We are all creators, communicating our unique experience of life. Value arbitrarily placed on something by the outside world doesn’t always necessarily mean ‘better’. It might just mean they can find a buyer for it, or that it will sell with minimal fuss. The same applies if you submit a manuscript to a publisher – if they don’t think your book is commercial enough, it doesn’t necessarily mean that it isn’t any good. Market forces are driven by very different motives. Was J.K. Rowling’s writing any less impressive when she was writing in a cafe, unemployed and unable to get published? Were Van Gogh’s paintings any less vibrant and expressive when the art world had turned their back on him? The work is it’s own reward, its value is inherent, regardless of stats or awards. Your writing has value, whether you are published or not, whether your last book was a hit or not. So never skimp on the quality of your work – make it the best it can be, for yourself. Don’t follow the markets or compromise your ideas. Never stop dreaming. The process of creation, fulfilling your artistic potential, telling your story – all of these things are beyond price tags.

We all want to be successful, but I’m not sure that allowing the world to tell you how much you’re worth is the meaning of success. An artist’s career will always have peaks and troughs, but that does not reflect your worth or predict your potential. We should value our talent and keep writing (and stop checking the sales reports!)

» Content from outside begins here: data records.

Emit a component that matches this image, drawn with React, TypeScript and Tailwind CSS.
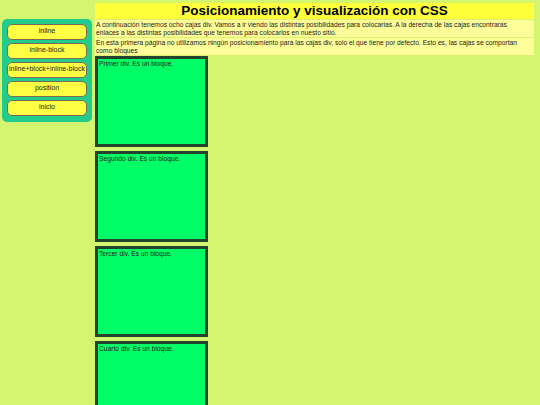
const links = ["inline", "inline-block", "inline+block+inline-block", "position", "inicio"];

const boxes = [
  "Primer div. Es un bloque.",
  "Segundo div. Es un bloque.",
  "Tercer div. Es un bloque.",
  "Cuarto div. Es un bloque.",
  "Quinto div. Es un bloque.",
  "Sexto div. Es un bloque.",
  "Séptimo div. Es un bloque.",
  "Octavo div. Es un bloque.",
];

export default function App() {
  return (
    <div
      className="min-h-[405px] w-[540px] bg-[#d4f56f] flex items-start text-[#1a1a1a]"
      style={{ fontFamily: '"Liberation Sans", Arial, sans-serif' }}
    >
      {/* Menu */}
      <nav className="ml-[2px] mt-[19px] w-[90px] rounded-[5px] bg-[#24cc8c] px-[5px] pt-[5px] pb-[6px] flex flex-col gap-[3px]">
        {links.map((l) => (
          <a
            key={l}
            className="block h-[16px] rounded-[5px] border-[1.5px] border-[#7d6a55] bg-[#ffff44] text-center text-[7px] leading-[11px] text-[#222] whitespace-nowrap"
          >
            {l}
          </a>
        ))}
      </nav>

      {/* Contenido */}
      <main className="ml-[3px] mt-[3px] w-[439px] flex flex-col">
        <h1 className="h-[16px] bg-[#ffff3a] text-center text-[13.5px] font-bold leading-[16px] text-black">
          Posicionamiento y visualización con CSS
        </h1>
        <p className="mt-[1px] bg-[#ffff99] pl-[1px] pr-[4px] pt-[1px] text-[6.7px] leading-[8px]">
          A continuación tenemos ocho cajas div. Vamos a ir viendo las distintas posibilidades para colocarlas. A la derecha de las cajas encontraras enlaces a las distintas posibilidades que tenemos para colocarlos en nuesto sitio.
        </p>
        <p className="mt-[1px] bg-[#ffff99] pl-[1px] pr-[4px] pt-[1px] text-[6.7px] leading-[8px]">
          En esta primera página no utilizamos ningún posicionamiento para las cajas div, solo el que tiene por defecto. Esto es, las cajas se comportan como bloques
        </p>
        <div className="mt-[1px] flex flex-col gap-[4px]">
          {boxes.map((b) => (
            <div
              key={b}
              className="h-[91px] w-[113px] border-[3px] border-[#22442f] bg-[#00ff66] px-[1px] pt-[1px] text-[6.7px] leading-[8px]"
            >
              {b}
            </div>
          ))}
        </div>
      </main>
    </div>
  );
}
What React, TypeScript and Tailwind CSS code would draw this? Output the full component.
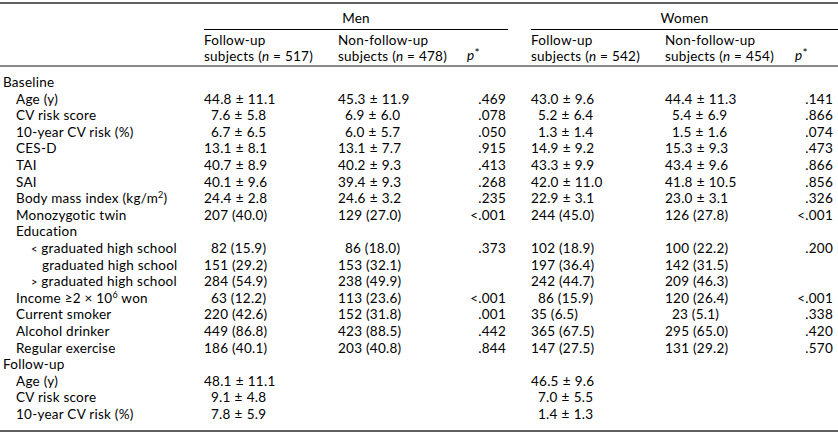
import React from "react";

type Cell = string;
type Row = {
  label: React.ReactNode;
  lvl: 0 | 1 | 2 | 3;
  v?: [Cell, Cell, Cell, Cell, Cell, Cell];
};

const rows: Row[] = [
  { label: "Baseline", lvl: 0 },
  { label: "Age (y)", lvl: 1, v: ["44.8 ± 11.1", "45.3 ± 11.9", ".469", "43.0 ± 9.6", "44.4 ± 11.3", ".141"] },
  { label: "CV risk score", lvl: 1, v: ["~7.6 ± 5.8", "~6.9 ± 6.0", ".078", "~5.2 ± 6.4", "~5.4 ± 6.9", ".866"] },
  { label: "10-year CV risk (%)", lvl: 1, v: ["~6.7 ± 6.5", "~6.0 ± 5.7", ".050", "~1.3 ± 1.4", "~1.5 ± 1.6", ".074"] },
  { label: "CES-D", lvl: 1, v: ["13.1 ± 8.1", "13.1 ± 7.7", ".915", "14.9 ± 9.2", "15.3 ± 9.3", ".473"] },
  { label: "TAI", lvl: 1, v: ["40.7 ± 8.9", "40.2 ± 9.3", ".413", "43.3 ± 9.9", "43.4 ± 9.6", ".866"] },
  { label: "SAI", lvl: 1, v: ["40.1 ± 9.6", "39.4 ± 9.3", ".268", "42.0 ± 11.0", "41.8 ± 10.5", ".856"] },
  {
    label: (
      <>
        Body mass index (kg/m<sup className="text-[9px] relative top-[-5px]">2</sup>)
      </>
    ),
    lvl: 1,
    v: ["24.4 ± 2.8", "24.6 ± 3.2", ".235", "22.9 ± 3.1", "23.0 ± 3.1", ".326"],
  },
  { label: "Monozygotic twin", lvl: 1, v: ["207 (40.0)", "129 (27.0)", "<.001", "244 (45.0)", "126 (27.8)", "<.001"] },
  { label: "Education", lvl: 1 },
  {
    label: (
      <>
        <span className="text-[11px]">&lt;</span> graduated high school
      </>
    ),
    lvl: 2,
    v: ["~82 (15.9)", "~86 (18.0)", ".373", "102 (18.9)", "100 (22.2)", ".200"],
  },
  { label: "graduated high school", lvl: 3, v: ["151 (29.2)", "153 (32.1)", "", "197 (36.4)", "142 (31.5)", ""] },
  {
    label: (
      <>
        <span className="text-[11px]">&gt;</span> graduated high school
      </>
    ),
    lvl: 2,
    v: ["284 (54.9)", "238 (49.9)", "", "242 (44.7)", "209 (46.3)", ""],
  },
  {
    label: (
      <>
        Income ≥2 × 10<sup className="text-[9px] relative top-[-5px]">6</sup> won
      </>
    ),
    lvl: 1,
    v: ["~63 (12.2)", "113 (23.6)", "<.001", "~86 (15.9)", "120 (26.4)", "<.001"],
  },
  { label: "Current smoker", lvl: 1, v: ["220 (42.6)", "152 (31.8)", ".001", "35 (6.5)", "~23 (5.1)", ".338"] },
  { label: "Alcohol drinker", lvl: 1, v: ["449 (86.8)", "423 (88.5)", ".442", "365 (67.5)", "295 (65.0)", ".420"] },
  { label: "Regular exercise", lvl: 1, v: ["186 (40.1)", "203 (40.8)", ".844", "147 (27.5)", "131 (29.2)", ".570"] },
  { label: "Follow-up", lvl: 0 },
  { label: "Age (y)", lvl: 1, v: ["48.1 ± 11.1", "", "", "46.5 ± 9.6", "", ""] },
  { label: "CV risk score", lvl: 1, v: ["~9.1 ± 4.8", "", "", "~7.0 ± 5.5", "", ""] },
  { label: "10-year CV risk (%)", lvl: 1, v: ["~7.8 ± 5.9", "", "", "~1.4 ± 1.3", "", ""] },
];

const grid =
  "grid grid-cols-[204px_134px_120px_50px_23px_134px_120px_53px]";

function Val({ s }: { s: string }) {
  if (!s) return <div />;
  const indent = s.startsWith("~");
  const t = indent ? s.slice(1) : s;
  return (
    <div className={indent ? "pl-[7px] whitespace-nowrap" : "whitespace-nowrap"}>
      {t.split(" ± ").map((part, i, arr) => (
        <React.Fragment key={i}>
          {part}
          {i < arr.length - 1 && <span className="px-[4px]">±</span>}
        </React.Fragment>
      ))}
    </div>
  );
}

function P({ s, right }: { s: string; right: string }) {
  return <div className={right + " text-right whitespace-nowrap"}>{s}</div>;
}

const lvlClass: Record<number, string> = {
  0: "pl-[3px]",
  1: "pl-[16px]",
  2: "pl-[31px]",
  3: "pl-[42px]",
};

export default function App() {
  return (
    <div className="w-[838px] h-[432px] bg-white text-black text-[13.5px] tracking-[0.25px] font-['Lato','Open_Sans',sans-serif] pt-[2px]">
      <div className="border-t-2 border-[#606060]">
        {/* header row 1 */}
        <div className={grid + " leading-[16px]"}>
          <div />
          <div className="col-span-3 border-b border-black pt-[6px] pb-[3px] text-center">Men</div>
          <div />
          <div className="col-span-3 border-b border-black pt-[6px] pb-[3px] text-center">Women</div>
        </div>
        {/* header row 2 */}
        <div className={grid + " leading-[16px] pt-[2px] pb-[1px] border-b-2 border-[#8a8a8a]"}>
          <div />
          <div className="whitespace-nowrap">
            Follow-up
            <br />
            subjects (<i>n</i> = 517)
          </div>
          <div className="whitespace-nowrap">
            Non-follow-up
            <br />
            subjects (<i>n</i> = 478)
          </div>
          <div className="flex items-end pl-[9px]">
            <span>
              <i>p</i>
              <span className="relative top-[-3px] text-[12px]">*</span>
            </span>
          </div>
          <div />
          <div className="whitespace-nowrap">
            Follow-up
            <br />
            subjects (<i>n</i> = 542)
          </div>
          <div className="whitespace-nowrap">
            Non-follow-up
            <br />
            subjects (<i>n</i> = 454)
          </div>
          <div className="flex items-end pl-[10px]">
            <span>
              <i>p</i>
              <span className="relative top-[-3px] text-[12px]">*</span>
            </span>
          </div>
        </div>
        {/* body */}
        <div className="pt-[7px] pb-[8px] border-b-2 border-[#606060]">
          {rows.map((r, i) => (
            <div key={i} className={grid + " h-[16.6px] leading-[16.6px]"}>
              <div className={lvlClass[r.lvl] + " whitespace-nowrap"}>{r.label}</div>
              {r.v ? (
                <>
                  <Val s={r.v[0]} />
                  <Val s={r.v[1]} />
                  <P s={r.v[2]} right="pr-[2px]" />
                  <div />
                  <Val s={r.v[3]} />
                  <Val s={r.v[4]} />
                  <P s={r.v[5]} right="pr-[5px]" />
                </>
              ) : null}
            </div>
          ))}
        </div>
      </div>
    </div>
  );
}
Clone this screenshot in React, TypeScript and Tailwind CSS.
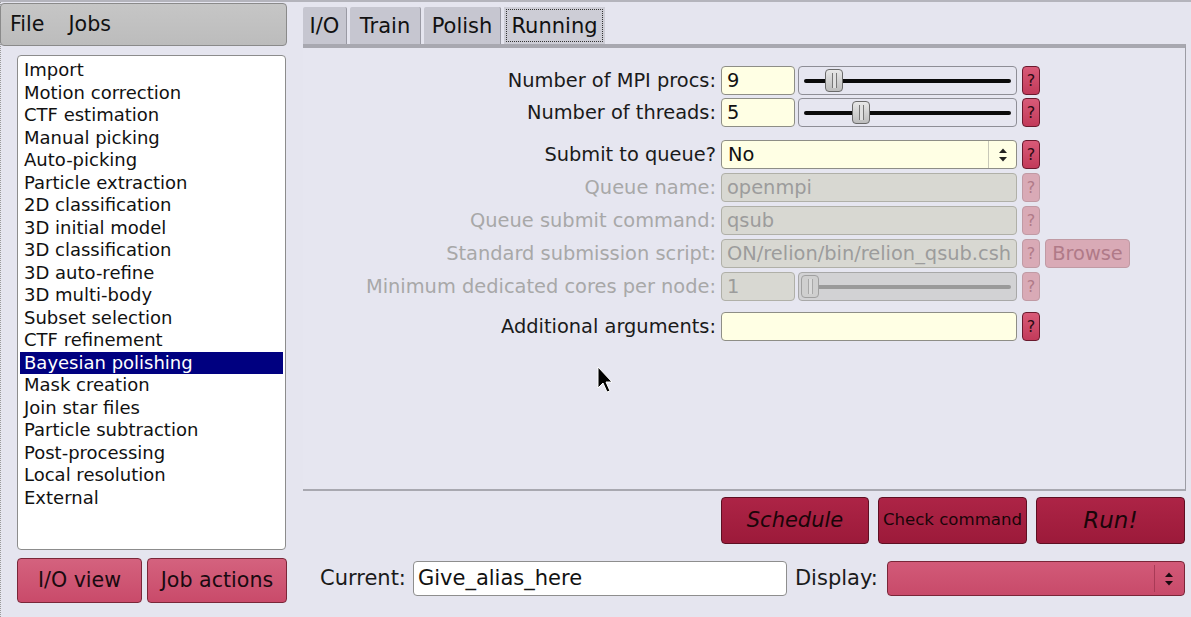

The Dreaded Question – What’s Your Book About?

Evie Irish TimesIn a recent article I wrote for The Irish Times, I set out to examine why writers find the question ‘What’s your book about?’ so tricky to answer.  Apart from filling your cheeks with air and slowly forcing it out through your mouth, what can you say about the behemoth that has taken over your life for the last few months/years?

And that is the conundrum that is the creative process. We’re not entirely sure how we do it. It’s such a fragile thing that, even having achieved it once, there is never any certainty of being able to repeat the performance. There is an element of alchemy involved in creating something out of nothing, willing an idea into existence by conjuring words onto paper. So perhaps, like magicians, we don’t like to reveal our secrets… because the truth is, we have no idea how any of this works. The trick is making people believe we do.   IT Books

I found some excellent quotes from the greats in our industry like Orwell, Atwood, Saunders and others that will hopefully make you feel less of a deer in headlights the next time you stumble over your answer.  You can read the article in full here.

You could be forgiven for thinking that all successful authors are able to transform into sleek, marketing machines the moment their book hits the shelves, but most of us are just fumbling our way through as best we can.  Self-promotion takes practice and is a skill that has to be learned and more often than not, learned the hard way.

Interestingly, Author Lan Samantha Chang has written a wonderful essay on the subject of protecting your inner life as a writer, especially when it comes to promotion.  It can be difficult to navigate your way from lone writer behind a screen to a public author and she questions if perhaps the reason it is so difficult to discuss our art is because the art should speak for itself?

This struggle takes place, I think, because the sincere reaction to making meaningful art is often speechlessness. We make art about what we cannot understand through any other method. The finished product is like a pearl, complete and beautiful, but mute about itself.

Yet, her greatest advice is not to worry.  In traditional publishing, the publisher would have dealt with the day-to-day concerns of getting your book out there.  But nowadays, we are all working as authorpreneurs – we are responsible for creating a platform, generating interest and reaching new readerships.  However, Chang advises that we should keep our writing life separate from our writing career.

The single essential survival skill for anybody interested in creating art is to learn to defend this inner life from the world.

But is there anything we can do to avoid the selective mutism that takes hold when trying to compress several years’ worth of work into a catchy sound-byte?

Many people just want to know what genre your book is, but for a lot of authors, their book doesn’t fit neatly into any one genre.  An author recently told me how she attended a PR course for author interviews and one of the best tips she received was to outline three key points about your novel.  And then learn them by heart, so no matter the pressure cooker situation you may find yourself in, your three key points are burned into your grey matter.  It might not convey everything you want to say about your book, but I think that’s the very reason we find the question so difficult to answer in the first place.  We want people to know why our book is so unique, so different to anything else out there.  But no-one has time for that and it’s a sure-fire way to talk yourself into a word-shaped corner.  Talking about your book should be fun, so I think if you can get past the initial hurdle by using these key points, the rest should be a piece of cake (lol!).